Copy the records below exactly as they appear.

*Code that builds pages:*
========================================================================

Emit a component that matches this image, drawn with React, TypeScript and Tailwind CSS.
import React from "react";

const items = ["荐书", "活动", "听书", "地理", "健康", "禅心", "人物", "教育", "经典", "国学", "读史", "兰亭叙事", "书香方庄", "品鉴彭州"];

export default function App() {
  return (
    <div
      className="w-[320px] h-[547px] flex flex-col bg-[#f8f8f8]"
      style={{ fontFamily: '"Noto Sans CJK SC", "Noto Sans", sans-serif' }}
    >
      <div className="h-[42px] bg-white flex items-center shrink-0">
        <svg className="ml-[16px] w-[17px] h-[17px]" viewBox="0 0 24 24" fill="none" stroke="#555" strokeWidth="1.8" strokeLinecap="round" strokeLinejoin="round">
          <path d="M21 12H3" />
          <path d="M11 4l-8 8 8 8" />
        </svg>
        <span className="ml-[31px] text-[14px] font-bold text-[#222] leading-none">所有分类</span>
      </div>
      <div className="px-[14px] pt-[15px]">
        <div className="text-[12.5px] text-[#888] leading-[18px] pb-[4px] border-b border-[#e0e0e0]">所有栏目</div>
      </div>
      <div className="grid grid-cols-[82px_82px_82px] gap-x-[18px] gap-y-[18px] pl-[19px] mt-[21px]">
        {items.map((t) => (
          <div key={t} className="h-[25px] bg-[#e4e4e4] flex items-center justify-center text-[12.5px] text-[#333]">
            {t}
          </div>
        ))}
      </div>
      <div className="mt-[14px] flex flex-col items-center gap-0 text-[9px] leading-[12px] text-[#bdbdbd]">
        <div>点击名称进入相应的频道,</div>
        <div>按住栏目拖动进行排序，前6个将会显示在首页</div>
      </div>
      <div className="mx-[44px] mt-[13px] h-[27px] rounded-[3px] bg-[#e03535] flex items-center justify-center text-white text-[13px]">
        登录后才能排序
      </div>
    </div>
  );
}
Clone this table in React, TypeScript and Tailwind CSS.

========================================================================

*RESPONSE:*
Emit a component that matches this image, drawn with React, TypeScript and Tailwind CSS.
import React from "react";

const items = ["荐书", "活动", "听书", "地理", "健康", "禅心", "人物", "教育", "经典", "国学", "读史", "兰亭叙事", "书香方庄", "品鉴彭州"];

export default function App() {
  return (
    <div
      className="w-[320px] h-[547px] flex flex-col bg-[#f8f8f8]"
      style={{ fontFamily: '"Noto Sans CJK SC", "Noto Sans", sans-serif' }}
    >
      <div className="h-[42px] bg-white flex items-center shrink-0">
        <svg className="ml-[16px] w-[17px] h-[17px]" viewBox="0 0 24 24" fill="none" stroke="#555" strokeWidth="1.8" strokeLinecap="round" strokeLinejoin="round">
          <path d="M21 12H3" />
          <path d="M11 4l-8 8 8 8" />
        </svg>
        <span className="ml-[31px] text-[14px] font-bold text-[#222] leading-none">所有分类</span>
      </div>
      <div className="px-[14px] pt-[15px]">
        <div className="text-[12.5px] text-[#888] leading-[18px] pb-[4px] border-b border-[#e0e0e0]">所有栏目</div>
      </div>
      <div className="grid grid-cols-[82px_82px_82px] gap-x-[18px] gap-y-[18px] pl-[19px] mt-[21px]">
        {items.map((t) => (
          <div key={t} className="h-[25px] bg-[#e4e4e4] flex items-center justify-center text-[12.5px] text-[#333]">
            {t}
          </div>
        ))}
      </div>
      <div className="mt-[14px] flex flex-col items-center gap-0 text-[9px] leading-[12px] text-[#bdbdbd]">
        <div>点击名称进入相应的频道,</div>
        <div>按住栏目拖动进行排序，前6个将会显示在首页</div>
      </div>
      <div className="mx-[44px] mt-[13px] h-[27px] rounded-[3px] bg-[#e03535] flex items-center justify-center text-white text-[13px]">
        登录后才能排序
      </div>
    </div>
  );
}
Clone this table in React, TypeScript and Tailwind CSS.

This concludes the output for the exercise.